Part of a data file

^^^^^^^^^^^^^^^^

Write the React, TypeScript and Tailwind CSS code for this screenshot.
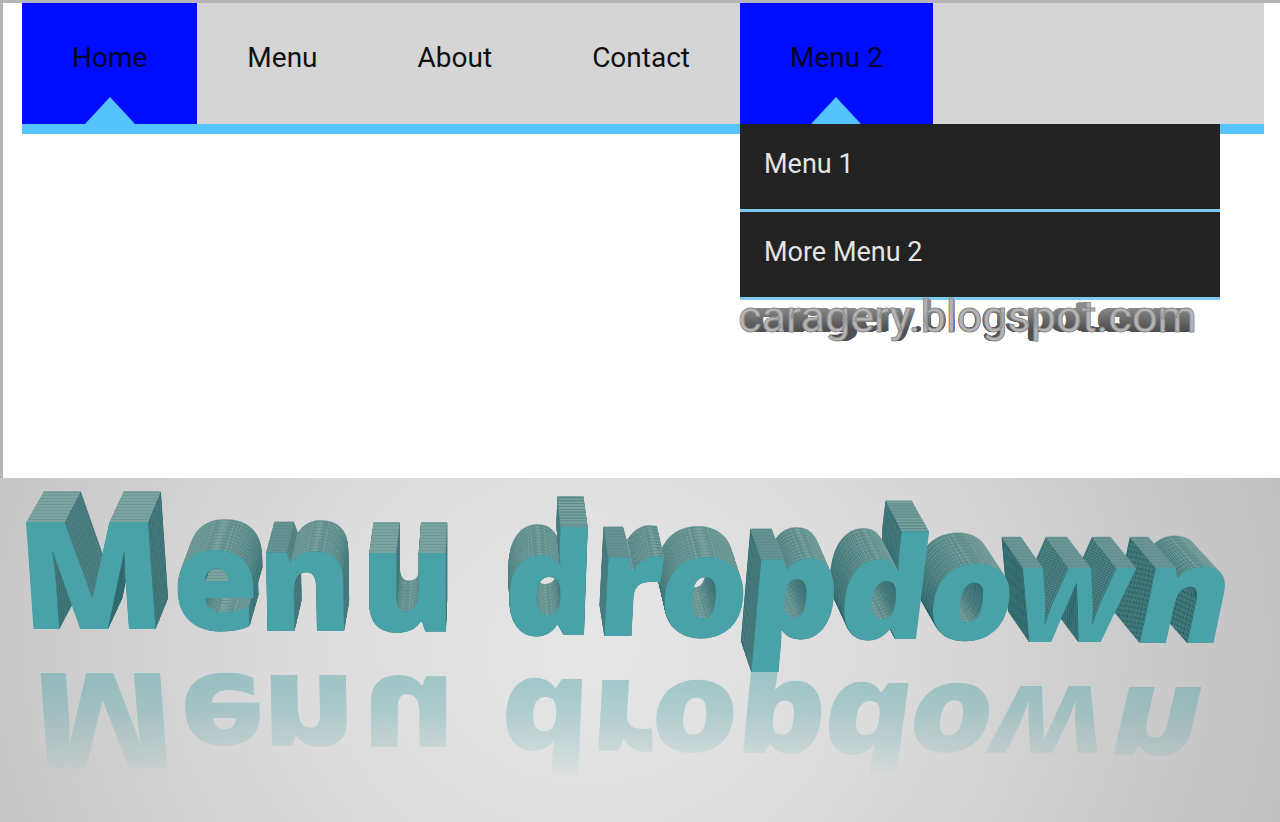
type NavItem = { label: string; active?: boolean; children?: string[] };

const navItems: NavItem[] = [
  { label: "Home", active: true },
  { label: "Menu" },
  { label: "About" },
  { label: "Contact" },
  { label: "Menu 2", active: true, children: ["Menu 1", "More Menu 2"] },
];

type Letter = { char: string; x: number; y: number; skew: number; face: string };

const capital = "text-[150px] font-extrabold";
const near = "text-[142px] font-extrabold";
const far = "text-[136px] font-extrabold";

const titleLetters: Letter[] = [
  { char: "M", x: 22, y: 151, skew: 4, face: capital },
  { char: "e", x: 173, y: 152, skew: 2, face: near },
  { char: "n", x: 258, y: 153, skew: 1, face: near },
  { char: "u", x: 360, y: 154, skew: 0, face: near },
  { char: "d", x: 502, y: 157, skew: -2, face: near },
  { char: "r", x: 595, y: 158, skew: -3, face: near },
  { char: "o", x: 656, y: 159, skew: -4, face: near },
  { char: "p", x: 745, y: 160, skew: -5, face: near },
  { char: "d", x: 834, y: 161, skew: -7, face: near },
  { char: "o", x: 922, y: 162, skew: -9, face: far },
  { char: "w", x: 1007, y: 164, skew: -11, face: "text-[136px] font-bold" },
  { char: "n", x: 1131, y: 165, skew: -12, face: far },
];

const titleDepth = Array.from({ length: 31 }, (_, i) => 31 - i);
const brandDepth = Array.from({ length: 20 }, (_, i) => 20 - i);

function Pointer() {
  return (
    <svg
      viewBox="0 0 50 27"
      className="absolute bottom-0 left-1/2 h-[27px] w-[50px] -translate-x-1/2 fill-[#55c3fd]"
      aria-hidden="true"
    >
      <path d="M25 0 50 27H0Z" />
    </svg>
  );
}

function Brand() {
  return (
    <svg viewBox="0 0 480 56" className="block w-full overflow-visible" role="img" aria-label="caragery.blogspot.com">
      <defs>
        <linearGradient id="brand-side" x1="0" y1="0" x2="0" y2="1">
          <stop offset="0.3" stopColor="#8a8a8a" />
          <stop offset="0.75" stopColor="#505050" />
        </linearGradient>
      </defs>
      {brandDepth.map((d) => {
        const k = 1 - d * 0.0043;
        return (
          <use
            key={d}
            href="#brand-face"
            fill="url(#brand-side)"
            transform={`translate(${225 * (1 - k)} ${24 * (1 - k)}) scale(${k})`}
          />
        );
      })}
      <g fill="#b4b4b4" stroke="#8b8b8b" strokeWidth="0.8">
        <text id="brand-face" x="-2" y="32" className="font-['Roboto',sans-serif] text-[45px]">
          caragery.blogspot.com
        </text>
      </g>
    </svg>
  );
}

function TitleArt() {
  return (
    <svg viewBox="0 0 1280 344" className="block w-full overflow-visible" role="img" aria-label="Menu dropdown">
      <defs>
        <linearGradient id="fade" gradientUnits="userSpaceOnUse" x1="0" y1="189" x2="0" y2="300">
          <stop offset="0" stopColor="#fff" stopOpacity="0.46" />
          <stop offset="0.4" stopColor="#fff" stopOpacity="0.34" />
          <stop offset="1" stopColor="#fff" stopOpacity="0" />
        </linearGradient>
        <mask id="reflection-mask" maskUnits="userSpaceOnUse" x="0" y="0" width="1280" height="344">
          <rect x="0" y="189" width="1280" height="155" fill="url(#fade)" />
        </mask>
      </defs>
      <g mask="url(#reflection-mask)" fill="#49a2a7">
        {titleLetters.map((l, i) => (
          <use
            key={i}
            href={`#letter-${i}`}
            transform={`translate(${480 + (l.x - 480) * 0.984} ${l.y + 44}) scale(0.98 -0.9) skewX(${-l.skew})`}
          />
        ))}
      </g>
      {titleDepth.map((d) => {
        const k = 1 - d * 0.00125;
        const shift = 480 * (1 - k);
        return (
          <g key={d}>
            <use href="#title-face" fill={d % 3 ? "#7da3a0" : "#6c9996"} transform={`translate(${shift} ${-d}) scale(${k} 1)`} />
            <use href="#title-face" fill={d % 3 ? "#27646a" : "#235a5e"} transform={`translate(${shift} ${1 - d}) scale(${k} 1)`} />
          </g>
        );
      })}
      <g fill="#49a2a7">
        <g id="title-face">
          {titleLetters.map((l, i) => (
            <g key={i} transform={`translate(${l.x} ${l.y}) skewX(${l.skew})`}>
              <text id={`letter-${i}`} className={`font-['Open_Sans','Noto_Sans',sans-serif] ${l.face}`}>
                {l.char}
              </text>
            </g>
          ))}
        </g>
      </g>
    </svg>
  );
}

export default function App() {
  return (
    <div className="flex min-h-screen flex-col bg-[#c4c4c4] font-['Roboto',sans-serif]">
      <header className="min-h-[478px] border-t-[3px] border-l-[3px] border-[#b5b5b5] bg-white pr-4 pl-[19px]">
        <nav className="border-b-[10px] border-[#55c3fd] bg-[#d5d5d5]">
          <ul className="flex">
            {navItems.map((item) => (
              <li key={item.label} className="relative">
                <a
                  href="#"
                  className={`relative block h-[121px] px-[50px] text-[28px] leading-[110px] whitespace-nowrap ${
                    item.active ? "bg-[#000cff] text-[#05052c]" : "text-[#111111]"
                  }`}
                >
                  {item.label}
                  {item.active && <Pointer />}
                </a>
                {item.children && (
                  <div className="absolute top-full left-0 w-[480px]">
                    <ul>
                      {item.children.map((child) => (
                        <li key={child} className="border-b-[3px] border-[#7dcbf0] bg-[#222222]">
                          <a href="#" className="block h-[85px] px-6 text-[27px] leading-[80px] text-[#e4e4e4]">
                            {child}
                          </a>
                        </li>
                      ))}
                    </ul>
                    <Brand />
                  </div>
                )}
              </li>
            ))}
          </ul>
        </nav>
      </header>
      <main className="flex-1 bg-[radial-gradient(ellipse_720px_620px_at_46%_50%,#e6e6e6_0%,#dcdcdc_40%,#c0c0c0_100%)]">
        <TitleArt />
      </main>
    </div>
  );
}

^^^^^^^^^^^^^^^^

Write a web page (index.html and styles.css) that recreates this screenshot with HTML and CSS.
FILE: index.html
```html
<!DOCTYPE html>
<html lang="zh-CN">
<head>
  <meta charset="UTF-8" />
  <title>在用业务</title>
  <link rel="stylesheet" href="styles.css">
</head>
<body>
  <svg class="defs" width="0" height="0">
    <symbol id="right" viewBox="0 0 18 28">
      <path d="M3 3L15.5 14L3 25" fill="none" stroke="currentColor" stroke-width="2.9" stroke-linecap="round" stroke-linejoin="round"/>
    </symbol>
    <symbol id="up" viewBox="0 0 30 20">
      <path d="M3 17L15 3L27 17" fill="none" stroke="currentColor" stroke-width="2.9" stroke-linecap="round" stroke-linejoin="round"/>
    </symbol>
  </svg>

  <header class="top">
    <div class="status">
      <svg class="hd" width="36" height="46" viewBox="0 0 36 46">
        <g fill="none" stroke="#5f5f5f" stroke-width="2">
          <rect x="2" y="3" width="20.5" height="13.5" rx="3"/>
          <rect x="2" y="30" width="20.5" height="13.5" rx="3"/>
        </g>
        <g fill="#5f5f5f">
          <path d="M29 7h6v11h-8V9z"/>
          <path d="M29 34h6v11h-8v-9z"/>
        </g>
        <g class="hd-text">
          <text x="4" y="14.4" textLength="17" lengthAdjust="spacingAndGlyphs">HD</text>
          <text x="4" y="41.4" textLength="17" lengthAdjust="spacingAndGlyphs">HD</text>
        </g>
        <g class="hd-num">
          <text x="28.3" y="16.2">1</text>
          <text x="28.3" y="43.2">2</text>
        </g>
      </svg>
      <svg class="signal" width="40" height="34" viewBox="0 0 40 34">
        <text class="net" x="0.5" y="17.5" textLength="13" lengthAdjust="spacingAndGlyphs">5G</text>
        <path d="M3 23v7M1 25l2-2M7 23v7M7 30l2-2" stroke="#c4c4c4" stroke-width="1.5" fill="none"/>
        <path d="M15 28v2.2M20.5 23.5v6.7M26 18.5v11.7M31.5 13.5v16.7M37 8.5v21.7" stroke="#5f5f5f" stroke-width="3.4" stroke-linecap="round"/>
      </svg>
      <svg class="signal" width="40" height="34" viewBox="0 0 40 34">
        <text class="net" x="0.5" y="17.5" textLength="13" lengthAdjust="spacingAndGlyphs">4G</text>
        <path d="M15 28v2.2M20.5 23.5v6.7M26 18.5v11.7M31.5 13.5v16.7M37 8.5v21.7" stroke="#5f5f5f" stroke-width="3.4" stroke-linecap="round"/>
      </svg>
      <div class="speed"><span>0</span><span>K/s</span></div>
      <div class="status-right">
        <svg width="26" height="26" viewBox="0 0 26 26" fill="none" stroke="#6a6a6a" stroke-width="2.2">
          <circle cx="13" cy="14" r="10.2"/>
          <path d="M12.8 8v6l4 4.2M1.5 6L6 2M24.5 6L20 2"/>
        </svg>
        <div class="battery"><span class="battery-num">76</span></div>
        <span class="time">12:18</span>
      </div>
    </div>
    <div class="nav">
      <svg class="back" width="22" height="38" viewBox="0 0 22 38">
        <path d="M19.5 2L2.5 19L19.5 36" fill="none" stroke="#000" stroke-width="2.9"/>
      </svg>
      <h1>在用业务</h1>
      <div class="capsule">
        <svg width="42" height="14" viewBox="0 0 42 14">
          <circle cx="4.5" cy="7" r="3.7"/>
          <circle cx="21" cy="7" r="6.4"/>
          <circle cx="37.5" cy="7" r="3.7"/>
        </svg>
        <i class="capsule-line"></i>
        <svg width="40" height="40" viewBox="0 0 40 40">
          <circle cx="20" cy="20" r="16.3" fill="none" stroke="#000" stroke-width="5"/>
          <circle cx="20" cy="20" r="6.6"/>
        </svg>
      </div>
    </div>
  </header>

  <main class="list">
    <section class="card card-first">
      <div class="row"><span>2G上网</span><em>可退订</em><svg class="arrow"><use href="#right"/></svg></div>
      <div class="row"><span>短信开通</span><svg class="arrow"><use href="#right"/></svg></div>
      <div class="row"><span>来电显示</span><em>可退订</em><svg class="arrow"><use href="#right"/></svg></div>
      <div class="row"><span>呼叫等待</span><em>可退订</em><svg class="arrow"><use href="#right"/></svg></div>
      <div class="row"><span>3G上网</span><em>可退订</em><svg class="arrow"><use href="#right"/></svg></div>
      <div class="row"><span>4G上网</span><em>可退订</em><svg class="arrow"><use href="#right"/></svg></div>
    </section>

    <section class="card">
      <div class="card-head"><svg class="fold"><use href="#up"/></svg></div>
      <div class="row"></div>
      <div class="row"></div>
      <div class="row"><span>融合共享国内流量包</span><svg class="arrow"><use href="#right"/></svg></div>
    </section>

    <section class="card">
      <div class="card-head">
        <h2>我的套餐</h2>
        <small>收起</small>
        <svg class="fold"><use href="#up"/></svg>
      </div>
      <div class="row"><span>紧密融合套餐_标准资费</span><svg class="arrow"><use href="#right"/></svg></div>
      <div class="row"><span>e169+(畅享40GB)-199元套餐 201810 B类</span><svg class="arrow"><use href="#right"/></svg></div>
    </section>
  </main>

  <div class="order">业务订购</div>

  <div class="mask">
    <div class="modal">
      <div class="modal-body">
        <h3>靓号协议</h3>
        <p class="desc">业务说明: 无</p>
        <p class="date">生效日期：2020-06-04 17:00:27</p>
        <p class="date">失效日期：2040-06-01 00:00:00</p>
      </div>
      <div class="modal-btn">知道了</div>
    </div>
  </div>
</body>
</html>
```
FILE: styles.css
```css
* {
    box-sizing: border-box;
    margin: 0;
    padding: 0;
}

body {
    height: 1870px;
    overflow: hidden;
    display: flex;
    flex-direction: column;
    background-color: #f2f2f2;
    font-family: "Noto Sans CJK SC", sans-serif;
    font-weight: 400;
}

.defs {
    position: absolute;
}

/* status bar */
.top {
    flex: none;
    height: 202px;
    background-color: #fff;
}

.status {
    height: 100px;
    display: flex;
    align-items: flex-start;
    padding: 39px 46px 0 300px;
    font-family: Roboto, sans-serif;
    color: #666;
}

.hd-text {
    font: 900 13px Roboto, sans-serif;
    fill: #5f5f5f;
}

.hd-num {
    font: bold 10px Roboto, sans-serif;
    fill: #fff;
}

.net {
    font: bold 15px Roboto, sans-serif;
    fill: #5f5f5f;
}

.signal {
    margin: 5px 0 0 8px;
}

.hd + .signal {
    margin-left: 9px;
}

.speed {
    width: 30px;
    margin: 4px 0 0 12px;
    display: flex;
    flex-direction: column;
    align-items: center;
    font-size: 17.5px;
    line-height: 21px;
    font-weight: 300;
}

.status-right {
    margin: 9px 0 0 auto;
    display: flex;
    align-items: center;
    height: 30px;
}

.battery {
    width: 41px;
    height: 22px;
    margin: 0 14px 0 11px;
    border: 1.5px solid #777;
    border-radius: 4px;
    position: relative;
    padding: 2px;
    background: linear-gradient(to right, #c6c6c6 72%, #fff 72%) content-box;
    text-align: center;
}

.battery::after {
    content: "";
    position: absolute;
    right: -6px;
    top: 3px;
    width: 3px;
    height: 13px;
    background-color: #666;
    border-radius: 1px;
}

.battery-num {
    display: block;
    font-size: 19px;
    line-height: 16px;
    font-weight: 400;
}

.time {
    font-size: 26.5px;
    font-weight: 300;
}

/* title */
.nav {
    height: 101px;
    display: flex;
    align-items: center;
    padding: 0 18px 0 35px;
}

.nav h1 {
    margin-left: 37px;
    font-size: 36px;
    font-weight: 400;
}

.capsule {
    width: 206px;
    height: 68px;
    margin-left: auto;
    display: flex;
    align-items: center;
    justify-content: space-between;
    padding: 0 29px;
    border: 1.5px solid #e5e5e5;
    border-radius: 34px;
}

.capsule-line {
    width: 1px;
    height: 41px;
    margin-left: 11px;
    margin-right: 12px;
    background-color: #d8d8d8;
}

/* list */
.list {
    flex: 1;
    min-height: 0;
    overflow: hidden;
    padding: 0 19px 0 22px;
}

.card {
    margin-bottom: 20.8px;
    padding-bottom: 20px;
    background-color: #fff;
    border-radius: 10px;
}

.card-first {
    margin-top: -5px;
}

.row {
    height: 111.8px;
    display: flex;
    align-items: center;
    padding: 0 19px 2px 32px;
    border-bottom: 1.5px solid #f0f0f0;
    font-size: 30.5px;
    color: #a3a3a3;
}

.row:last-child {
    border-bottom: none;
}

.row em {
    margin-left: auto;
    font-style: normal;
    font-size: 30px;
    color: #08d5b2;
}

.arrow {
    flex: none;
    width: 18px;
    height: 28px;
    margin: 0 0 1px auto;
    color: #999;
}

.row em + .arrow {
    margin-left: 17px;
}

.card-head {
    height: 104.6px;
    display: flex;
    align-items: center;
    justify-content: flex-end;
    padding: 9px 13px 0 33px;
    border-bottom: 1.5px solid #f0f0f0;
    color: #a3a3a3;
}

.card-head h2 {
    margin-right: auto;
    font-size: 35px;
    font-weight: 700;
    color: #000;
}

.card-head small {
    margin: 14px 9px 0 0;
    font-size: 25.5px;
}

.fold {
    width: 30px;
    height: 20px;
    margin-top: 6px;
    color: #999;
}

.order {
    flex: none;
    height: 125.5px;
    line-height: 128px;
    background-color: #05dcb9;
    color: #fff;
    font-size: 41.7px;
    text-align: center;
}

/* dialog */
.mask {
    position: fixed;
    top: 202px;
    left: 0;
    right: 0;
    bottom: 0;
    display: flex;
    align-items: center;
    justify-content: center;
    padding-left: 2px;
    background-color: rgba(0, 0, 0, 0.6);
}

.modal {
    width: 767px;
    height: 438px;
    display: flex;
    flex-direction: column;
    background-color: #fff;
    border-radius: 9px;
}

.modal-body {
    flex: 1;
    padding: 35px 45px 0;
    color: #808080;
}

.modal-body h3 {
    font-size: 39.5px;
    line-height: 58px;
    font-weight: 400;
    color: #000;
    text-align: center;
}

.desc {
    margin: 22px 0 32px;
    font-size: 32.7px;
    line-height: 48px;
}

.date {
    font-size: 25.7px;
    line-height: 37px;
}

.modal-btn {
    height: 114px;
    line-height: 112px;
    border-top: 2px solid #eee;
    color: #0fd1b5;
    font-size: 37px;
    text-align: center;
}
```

^^^^^^^^^^^^^^^^

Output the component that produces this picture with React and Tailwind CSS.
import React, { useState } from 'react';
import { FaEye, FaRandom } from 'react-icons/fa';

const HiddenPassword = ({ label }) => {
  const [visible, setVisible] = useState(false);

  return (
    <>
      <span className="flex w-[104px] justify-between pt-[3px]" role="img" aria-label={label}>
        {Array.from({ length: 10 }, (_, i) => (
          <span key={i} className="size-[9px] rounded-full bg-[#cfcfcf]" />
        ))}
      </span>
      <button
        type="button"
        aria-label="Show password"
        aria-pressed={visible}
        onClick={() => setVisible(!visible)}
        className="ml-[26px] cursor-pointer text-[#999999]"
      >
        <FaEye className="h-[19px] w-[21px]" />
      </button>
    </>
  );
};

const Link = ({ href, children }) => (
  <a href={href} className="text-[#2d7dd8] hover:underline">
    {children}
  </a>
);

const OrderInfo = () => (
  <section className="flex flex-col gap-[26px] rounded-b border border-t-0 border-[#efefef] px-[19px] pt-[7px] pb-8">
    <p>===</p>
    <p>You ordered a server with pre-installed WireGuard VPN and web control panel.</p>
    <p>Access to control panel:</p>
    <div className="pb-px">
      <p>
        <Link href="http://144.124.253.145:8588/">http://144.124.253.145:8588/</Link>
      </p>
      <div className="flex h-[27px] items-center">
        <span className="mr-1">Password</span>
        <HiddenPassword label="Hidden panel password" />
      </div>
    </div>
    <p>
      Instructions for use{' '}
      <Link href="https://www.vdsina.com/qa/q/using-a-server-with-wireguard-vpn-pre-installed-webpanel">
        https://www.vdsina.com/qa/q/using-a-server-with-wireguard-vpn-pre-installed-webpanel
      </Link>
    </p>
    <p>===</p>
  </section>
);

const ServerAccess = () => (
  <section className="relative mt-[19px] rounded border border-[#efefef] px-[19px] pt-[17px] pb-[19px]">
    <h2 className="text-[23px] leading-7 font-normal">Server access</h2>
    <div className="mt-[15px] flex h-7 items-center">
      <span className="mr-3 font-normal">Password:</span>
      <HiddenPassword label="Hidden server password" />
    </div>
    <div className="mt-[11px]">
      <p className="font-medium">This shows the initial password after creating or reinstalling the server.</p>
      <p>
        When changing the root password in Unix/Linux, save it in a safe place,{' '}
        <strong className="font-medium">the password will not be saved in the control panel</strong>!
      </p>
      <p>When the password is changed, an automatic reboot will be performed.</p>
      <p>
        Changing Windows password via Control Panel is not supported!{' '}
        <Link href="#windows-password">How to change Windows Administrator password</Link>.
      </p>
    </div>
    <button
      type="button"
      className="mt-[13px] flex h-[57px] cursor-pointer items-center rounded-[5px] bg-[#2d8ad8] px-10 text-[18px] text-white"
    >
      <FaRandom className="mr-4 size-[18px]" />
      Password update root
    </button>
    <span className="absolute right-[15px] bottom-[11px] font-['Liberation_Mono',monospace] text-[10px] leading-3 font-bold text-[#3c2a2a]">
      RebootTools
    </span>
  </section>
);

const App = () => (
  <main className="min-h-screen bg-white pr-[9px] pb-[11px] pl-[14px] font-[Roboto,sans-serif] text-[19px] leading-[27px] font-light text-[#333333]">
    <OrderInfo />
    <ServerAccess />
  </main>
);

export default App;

^^^^^^^^^^^^^^^^

Task: With the pictures removed from your copy, retype the lines above from the one that contains "Write the React, TypeScript" through the one that contains "string; active?: boolean;", exactly.

Problem solution:
Write the React, TypeScript and Tailwind CSS code for this screenshot.
type NavItem = { label: string; active?: boolean; children?: string[] };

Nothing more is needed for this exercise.